Funeral Cars Sound Special, But Parking Law Can Be Boring
Here is the awkward truth: the law often treats funeral vehicles less like sacred objects and more like, well, vehicles. Unless a local ordinance, permit, or police escort rule creates a specific exception, the question may come down to ordinary parking restrictions, curb access, fire lanes, and traffic flow.
The Home Funeral Piece Is Real
Many people assume every funeral step must run through a commercial funeral home, but that is not true everywhere. In most states, families can handle at least some after-death care and arrangements themselves, though the exact rules vary a lot. That means the home gathering itself may be perfectly reasonable even if the parking dispute is not.
Why Families Choose Home In The First Place
A home-based farewell is not just about saving money, though it can help. It is often about control, familiarity, and comfort. People want music Dad loved, faces he knew, and a room that smells like home instead of industrial floral spray and aggressively beige carpet.
Where The HOA Might Have A Point
To be fair, associations do sometimes have legitimate concerns. Narrow roads, emergency access, towing lanes, school traffic, and limited guest parking can all create real issues. A short procession may feel respectful to one family and like total chaos to a neighborhood designed by somebody who hated wide streets.
Thomas R Machnitzki ([email protected]), Wikimedia Commons
Where The HOA Might Be Overreaching
Still, there is a difference between managing safety and acting like the grief police. If the street is public, if similar parking is tolerated for parties and contractors, or if the board has no clear written basis for the restriction, the HOA may be leaning on bluster more than authority.
Selective Enforcement Is A Terrible Look
Nothing inflames a dispute faster than the suspicion that the rules are only strict when emotions are involved. If neighbors can line the curb for birthdays, graduations, football Sundays, and pool remodels, a sudden crackdown on a funeral may look less like policy and more like astonishingly bad judgment.
Timing Matters In A Crisis
The cruel thing about these conflicts is that they unfold on a family’s worst week. You are not in the mood to request plats, read covenant amendments, and debate easement language. Yet that is often exactly what determines whether the HOA can enforce the rule or whether it is just issuing stern letters into the void.
Start With A Calm Paper Trail
As tempting as it is to march to the clubhouse fueled by sorrow and caffeine, start by asking for the exact rule in writing.
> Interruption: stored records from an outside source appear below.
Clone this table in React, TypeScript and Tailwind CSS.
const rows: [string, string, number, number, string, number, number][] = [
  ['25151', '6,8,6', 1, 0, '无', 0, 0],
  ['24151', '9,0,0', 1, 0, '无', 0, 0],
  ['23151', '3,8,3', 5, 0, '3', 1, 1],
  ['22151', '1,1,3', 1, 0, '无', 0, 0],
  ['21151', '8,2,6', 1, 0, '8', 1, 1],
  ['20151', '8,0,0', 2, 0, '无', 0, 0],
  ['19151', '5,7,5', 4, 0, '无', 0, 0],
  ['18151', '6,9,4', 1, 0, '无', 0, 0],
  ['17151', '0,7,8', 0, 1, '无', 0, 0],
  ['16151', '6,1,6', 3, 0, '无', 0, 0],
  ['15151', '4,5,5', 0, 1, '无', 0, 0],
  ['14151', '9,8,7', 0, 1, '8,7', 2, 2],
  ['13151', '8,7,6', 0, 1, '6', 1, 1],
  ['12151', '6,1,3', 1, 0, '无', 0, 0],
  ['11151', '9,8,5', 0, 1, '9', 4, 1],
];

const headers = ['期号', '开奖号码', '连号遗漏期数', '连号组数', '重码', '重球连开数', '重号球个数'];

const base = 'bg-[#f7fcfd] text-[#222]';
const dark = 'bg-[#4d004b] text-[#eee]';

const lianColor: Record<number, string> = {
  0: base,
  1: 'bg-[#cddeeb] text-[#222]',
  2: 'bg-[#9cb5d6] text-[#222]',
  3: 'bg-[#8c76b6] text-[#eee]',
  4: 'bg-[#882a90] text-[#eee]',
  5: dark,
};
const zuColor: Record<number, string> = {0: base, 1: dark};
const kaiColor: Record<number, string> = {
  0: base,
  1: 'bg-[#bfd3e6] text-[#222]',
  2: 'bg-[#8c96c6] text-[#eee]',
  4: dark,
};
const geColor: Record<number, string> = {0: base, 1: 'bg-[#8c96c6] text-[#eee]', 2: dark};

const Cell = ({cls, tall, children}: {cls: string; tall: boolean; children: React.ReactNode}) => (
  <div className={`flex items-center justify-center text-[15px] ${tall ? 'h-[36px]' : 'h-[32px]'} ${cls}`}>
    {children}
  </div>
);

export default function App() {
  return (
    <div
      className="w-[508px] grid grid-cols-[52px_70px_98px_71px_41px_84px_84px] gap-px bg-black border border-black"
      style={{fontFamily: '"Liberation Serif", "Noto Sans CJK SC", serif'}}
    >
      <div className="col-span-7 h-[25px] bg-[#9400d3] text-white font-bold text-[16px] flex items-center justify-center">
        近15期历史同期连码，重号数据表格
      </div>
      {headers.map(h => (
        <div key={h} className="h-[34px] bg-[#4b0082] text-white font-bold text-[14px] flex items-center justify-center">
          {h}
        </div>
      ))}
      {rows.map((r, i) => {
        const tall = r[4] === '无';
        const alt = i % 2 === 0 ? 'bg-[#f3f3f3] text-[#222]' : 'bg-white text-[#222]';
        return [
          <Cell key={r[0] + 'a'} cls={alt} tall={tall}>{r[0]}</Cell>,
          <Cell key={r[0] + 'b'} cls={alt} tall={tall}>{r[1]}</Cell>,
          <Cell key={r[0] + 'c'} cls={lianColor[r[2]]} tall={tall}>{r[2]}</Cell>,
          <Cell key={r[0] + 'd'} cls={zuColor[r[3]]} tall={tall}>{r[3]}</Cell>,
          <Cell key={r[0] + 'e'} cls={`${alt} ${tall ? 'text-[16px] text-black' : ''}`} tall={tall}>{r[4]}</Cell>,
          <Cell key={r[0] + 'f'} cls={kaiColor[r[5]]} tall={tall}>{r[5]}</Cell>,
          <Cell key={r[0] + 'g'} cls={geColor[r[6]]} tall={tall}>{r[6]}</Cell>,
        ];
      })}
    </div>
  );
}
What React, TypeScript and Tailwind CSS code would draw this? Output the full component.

Request the section of the governing documents, ask whether the street is public or private, and get clarification on whether any temporary exception process exists. Calm beats chaotic here.
Call The City If The Street Is Public
If the road is publicly owned, the local public works department, police department, parking office, or city clerk may be more relevant than the HOA. In that situation, the association may complain, but actual enforcement usually rests with the local government, not the board president with the laminated badge energy.
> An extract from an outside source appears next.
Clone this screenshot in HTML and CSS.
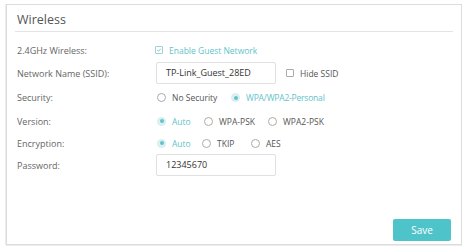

Check For Short-Term Workarounds
Even when the HOA does have some authority, there may be practical solutions. Temporary guest parking areas, staggered arrivals, valet assistance, church overflow lots, nearby community centers, or a brief loading zone can all preserve the spirit of the home farewell without turning the street into a standoff.
Funeral Homes May Still Help With Logistics
Even families planning a home-based service sometimes work with a funeral provider for transportation, paperwork, or cemetery coordination. Federal rules also require funeral providers to give itemized price information and let consumers choose only the goods and services they want, which can make partial arrangements easier to navigate.
This Is Also About Tone
A huge part of this situation is not only legality but decency. A board can be technically right and still handle the moment terribly. The most functional communities understand that rules are supposed to support neighborly life, not bulldoze it during bereavement with the warmth of a parking citation.
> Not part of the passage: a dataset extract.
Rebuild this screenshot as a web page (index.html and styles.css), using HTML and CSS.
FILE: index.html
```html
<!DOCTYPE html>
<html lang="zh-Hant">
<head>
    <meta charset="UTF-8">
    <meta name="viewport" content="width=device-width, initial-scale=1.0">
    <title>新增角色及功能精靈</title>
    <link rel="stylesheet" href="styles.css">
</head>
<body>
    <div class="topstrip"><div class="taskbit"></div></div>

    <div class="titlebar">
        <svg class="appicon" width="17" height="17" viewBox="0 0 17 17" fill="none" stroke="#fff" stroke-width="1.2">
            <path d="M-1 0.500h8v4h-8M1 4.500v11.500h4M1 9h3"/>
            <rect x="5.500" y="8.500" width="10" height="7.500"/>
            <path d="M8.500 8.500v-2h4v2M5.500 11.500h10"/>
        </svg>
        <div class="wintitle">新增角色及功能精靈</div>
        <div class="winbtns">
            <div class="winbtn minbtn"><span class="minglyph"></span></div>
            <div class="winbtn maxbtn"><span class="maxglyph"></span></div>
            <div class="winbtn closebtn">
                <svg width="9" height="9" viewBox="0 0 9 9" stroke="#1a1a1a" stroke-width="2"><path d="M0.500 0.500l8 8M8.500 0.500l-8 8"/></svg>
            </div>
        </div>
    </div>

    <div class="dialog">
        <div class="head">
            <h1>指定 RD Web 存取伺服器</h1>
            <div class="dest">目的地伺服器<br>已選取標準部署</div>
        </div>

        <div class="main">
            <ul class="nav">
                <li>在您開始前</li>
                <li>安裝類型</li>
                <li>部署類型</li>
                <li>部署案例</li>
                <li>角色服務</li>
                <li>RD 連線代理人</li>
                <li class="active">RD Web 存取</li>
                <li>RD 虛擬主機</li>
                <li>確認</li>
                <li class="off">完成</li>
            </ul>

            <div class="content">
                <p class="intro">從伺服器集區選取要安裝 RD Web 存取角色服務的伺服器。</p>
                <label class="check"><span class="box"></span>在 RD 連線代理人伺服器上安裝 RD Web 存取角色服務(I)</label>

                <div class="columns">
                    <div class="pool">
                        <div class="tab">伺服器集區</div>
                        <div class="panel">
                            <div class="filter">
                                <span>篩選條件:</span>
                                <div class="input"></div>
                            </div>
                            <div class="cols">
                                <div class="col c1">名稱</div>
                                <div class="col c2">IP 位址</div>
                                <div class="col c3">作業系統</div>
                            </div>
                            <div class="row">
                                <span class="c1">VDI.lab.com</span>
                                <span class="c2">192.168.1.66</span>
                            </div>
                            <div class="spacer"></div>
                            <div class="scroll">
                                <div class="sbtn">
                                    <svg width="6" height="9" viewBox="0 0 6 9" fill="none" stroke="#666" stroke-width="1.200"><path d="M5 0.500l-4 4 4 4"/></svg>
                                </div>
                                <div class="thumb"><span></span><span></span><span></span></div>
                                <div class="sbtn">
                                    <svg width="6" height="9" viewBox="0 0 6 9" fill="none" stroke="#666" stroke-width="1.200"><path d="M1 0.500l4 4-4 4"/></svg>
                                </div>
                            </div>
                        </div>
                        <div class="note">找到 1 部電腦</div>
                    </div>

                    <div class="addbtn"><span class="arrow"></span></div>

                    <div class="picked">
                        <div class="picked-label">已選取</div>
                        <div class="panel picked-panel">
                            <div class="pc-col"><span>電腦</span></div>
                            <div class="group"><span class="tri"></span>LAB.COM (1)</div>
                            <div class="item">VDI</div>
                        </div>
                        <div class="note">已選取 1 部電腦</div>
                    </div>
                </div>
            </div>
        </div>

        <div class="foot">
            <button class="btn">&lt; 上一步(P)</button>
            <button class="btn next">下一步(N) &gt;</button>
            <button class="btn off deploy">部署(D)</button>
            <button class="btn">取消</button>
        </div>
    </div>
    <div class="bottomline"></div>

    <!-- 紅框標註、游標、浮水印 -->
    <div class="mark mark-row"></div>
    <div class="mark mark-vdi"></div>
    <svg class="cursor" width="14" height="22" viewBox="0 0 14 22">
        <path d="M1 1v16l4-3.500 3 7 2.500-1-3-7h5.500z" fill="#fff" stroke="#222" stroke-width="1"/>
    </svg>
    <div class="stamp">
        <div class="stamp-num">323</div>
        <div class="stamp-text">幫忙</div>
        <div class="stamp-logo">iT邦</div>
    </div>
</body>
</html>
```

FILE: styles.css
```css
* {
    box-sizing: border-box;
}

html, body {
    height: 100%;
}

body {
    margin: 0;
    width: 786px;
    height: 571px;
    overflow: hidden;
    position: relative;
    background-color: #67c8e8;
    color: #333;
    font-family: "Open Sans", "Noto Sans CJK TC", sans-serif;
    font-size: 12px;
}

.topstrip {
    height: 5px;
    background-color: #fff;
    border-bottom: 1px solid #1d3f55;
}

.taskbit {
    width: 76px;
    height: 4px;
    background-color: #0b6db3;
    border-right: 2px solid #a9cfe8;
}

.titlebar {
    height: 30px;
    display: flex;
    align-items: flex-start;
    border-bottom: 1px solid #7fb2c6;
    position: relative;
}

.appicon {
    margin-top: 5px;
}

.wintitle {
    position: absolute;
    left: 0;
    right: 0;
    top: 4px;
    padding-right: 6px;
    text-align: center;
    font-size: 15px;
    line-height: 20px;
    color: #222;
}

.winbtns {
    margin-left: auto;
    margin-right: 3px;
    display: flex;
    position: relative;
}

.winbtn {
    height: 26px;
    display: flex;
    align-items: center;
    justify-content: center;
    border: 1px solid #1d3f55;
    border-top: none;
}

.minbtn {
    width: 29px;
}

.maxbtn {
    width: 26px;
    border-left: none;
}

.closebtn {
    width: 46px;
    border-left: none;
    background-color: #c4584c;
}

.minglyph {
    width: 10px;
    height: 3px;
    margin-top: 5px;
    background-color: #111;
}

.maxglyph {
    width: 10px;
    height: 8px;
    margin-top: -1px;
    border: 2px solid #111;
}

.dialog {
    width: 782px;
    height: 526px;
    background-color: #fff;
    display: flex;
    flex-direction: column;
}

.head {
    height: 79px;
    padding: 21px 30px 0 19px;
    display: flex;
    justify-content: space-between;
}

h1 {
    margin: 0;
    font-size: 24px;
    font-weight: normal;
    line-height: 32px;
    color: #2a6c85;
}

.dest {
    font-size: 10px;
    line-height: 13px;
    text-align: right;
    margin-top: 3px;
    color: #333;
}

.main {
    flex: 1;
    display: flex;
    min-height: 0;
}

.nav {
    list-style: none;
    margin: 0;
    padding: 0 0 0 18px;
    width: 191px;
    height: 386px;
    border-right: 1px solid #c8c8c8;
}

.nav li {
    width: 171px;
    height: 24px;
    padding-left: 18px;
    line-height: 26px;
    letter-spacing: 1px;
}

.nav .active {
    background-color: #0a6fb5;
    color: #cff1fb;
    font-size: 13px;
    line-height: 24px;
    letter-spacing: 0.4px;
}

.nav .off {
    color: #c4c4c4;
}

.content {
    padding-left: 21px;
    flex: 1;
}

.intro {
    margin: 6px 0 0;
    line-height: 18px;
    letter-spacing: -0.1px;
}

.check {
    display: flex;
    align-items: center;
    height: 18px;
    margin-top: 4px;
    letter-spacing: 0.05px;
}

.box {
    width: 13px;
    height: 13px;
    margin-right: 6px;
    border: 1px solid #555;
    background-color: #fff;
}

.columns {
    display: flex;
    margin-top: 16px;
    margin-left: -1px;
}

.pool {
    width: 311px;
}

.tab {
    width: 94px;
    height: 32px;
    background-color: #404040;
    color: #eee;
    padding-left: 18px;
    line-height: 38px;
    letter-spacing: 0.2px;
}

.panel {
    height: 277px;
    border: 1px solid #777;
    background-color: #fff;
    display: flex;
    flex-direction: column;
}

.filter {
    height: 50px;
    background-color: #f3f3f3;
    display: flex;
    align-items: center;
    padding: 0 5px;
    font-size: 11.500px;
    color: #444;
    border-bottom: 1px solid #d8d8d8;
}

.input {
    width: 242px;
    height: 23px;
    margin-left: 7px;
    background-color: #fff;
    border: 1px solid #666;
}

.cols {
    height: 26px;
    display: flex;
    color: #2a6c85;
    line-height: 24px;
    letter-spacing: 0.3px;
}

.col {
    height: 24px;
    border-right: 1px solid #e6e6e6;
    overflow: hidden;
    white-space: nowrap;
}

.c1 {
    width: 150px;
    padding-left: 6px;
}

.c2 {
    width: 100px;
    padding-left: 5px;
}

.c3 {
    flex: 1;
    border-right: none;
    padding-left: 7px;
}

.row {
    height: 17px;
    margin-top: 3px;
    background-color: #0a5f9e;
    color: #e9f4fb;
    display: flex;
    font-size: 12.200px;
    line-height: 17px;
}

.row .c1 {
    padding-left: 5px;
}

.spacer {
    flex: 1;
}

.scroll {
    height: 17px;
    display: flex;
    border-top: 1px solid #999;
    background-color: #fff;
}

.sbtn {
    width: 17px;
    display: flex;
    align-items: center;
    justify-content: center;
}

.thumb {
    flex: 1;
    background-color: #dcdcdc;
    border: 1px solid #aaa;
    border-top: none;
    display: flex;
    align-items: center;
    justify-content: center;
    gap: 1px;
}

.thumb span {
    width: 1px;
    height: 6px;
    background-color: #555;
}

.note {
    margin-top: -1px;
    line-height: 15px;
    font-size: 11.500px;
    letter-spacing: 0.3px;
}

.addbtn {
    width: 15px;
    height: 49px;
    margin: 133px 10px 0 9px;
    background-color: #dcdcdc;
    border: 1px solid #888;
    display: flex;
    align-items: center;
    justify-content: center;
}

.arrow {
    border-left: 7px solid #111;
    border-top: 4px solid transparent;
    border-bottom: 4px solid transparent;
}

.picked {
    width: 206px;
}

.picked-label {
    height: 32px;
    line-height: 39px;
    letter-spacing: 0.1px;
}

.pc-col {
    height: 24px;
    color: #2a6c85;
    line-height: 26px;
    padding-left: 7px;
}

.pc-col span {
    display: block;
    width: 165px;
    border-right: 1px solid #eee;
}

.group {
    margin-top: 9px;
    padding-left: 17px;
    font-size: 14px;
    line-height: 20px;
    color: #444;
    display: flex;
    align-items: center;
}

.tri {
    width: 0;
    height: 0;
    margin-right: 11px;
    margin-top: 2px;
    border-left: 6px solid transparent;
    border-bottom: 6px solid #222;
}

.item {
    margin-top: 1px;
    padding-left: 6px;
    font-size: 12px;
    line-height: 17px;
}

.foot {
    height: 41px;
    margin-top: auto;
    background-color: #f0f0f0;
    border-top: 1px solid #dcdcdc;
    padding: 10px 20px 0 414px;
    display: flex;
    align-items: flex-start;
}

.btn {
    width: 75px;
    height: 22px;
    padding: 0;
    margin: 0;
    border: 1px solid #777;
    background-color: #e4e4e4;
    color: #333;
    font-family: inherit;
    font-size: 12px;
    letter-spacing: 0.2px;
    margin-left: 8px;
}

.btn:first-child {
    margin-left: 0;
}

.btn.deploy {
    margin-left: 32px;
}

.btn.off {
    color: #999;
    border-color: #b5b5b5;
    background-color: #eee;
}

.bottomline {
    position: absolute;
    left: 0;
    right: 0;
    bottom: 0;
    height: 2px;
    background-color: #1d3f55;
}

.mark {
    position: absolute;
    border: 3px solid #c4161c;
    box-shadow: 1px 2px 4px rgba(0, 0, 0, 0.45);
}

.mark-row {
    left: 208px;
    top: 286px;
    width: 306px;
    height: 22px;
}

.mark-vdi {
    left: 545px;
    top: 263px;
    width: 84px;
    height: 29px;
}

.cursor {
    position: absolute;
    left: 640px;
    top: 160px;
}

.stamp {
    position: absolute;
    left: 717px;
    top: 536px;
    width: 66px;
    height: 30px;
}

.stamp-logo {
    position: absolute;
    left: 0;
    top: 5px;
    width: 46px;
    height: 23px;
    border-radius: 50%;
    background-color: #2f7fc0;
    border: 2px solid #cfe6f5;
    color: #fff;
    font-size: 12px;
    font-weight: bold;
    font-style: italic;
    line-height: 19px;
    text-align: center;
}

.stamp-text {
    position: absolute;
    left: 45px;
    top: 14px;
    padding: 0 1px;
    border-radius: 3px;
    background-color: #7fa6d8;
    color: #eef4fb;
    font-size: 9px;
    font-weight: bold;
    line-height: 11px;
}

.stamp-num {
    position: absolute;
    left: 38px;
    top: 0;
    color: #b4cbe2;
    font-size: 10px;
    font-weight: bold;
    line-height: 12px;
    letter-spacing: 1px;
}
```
Neighbors Can Change Everything
Sometimes the smoothest fix is not legal at all. One supportive neighbor offering a driveway, another coordinating carpools, and a few residents choosing grace over gossip can take a tense situation and make it manageable. Community is supposed to show up strongest when somebody is grieving, not disappear behind procedural language.
If The HOA Refuses To Budge
If the board insists, ask whether there is an emergency hearing, a board vote, or a one-time exception request. Some HOAs become much more reasonable when they realize the issue is documented, the family is being polite, and their position may look absurd if repeated back slowly in daylight.
The State Law Wild Card
This is where things get messy. Funeral and disposition laws vary from state to state, and so do HOA statutes and municipal codes. One family’s easy home farewell in one state may require extra paperwork or professional involvement in another, which is why broad internet certainty tends to fall apart on contact.
What “Can They Do That?” Really Means
Usually, the honest answer is: maybe, but not automatically. They may have power if the street is private and the documents clearly allow parking restrictions. They may have much less power if the street is public or if their rule is unsupported, inconsistently enforced, or contradicted by local law.
What Families Should Focus On First
In the moment, the smartest path is practical, not theatrical. Confirm who controls the street, get the exact rule, ask for a temporary exception, and line up a backup parking plan. That does not make the situation fair, but it does make it less likely that a goodbye gets hijacked by avoidable chaos.
The Emotional Truth Nobody Should Miss
At the heart of this story is a family trying to honor a father, not stage a neighborhood uprising. That matters. Even when logistics must be sorted out, the human center of the issue should not get lost under rulebooks, curb maps, and somebody’s suspiciously enthusiastic knowledge of towing procedures.
A Little Compassion Would Go A Long Way
Imagine how different this feels if the HOA says, “We are sorry for your loss. Here is what we can allow, and here is how we can help.” Same neighborhood, same pavement, entirely different experience. Rules may structure a community, but compassion is what keeps it from feeling like a themed parking lot.
The Bottom Line On Saying Goodbye
So, can the HOA do that? Sometimes yes, sometimes no, and almost never as simply as they make it sound. The real answer depends on the ownership of the street, the HOA documents, and local law. But from a human perspective, this much is obvious: the best communities make room for grief, not just cars.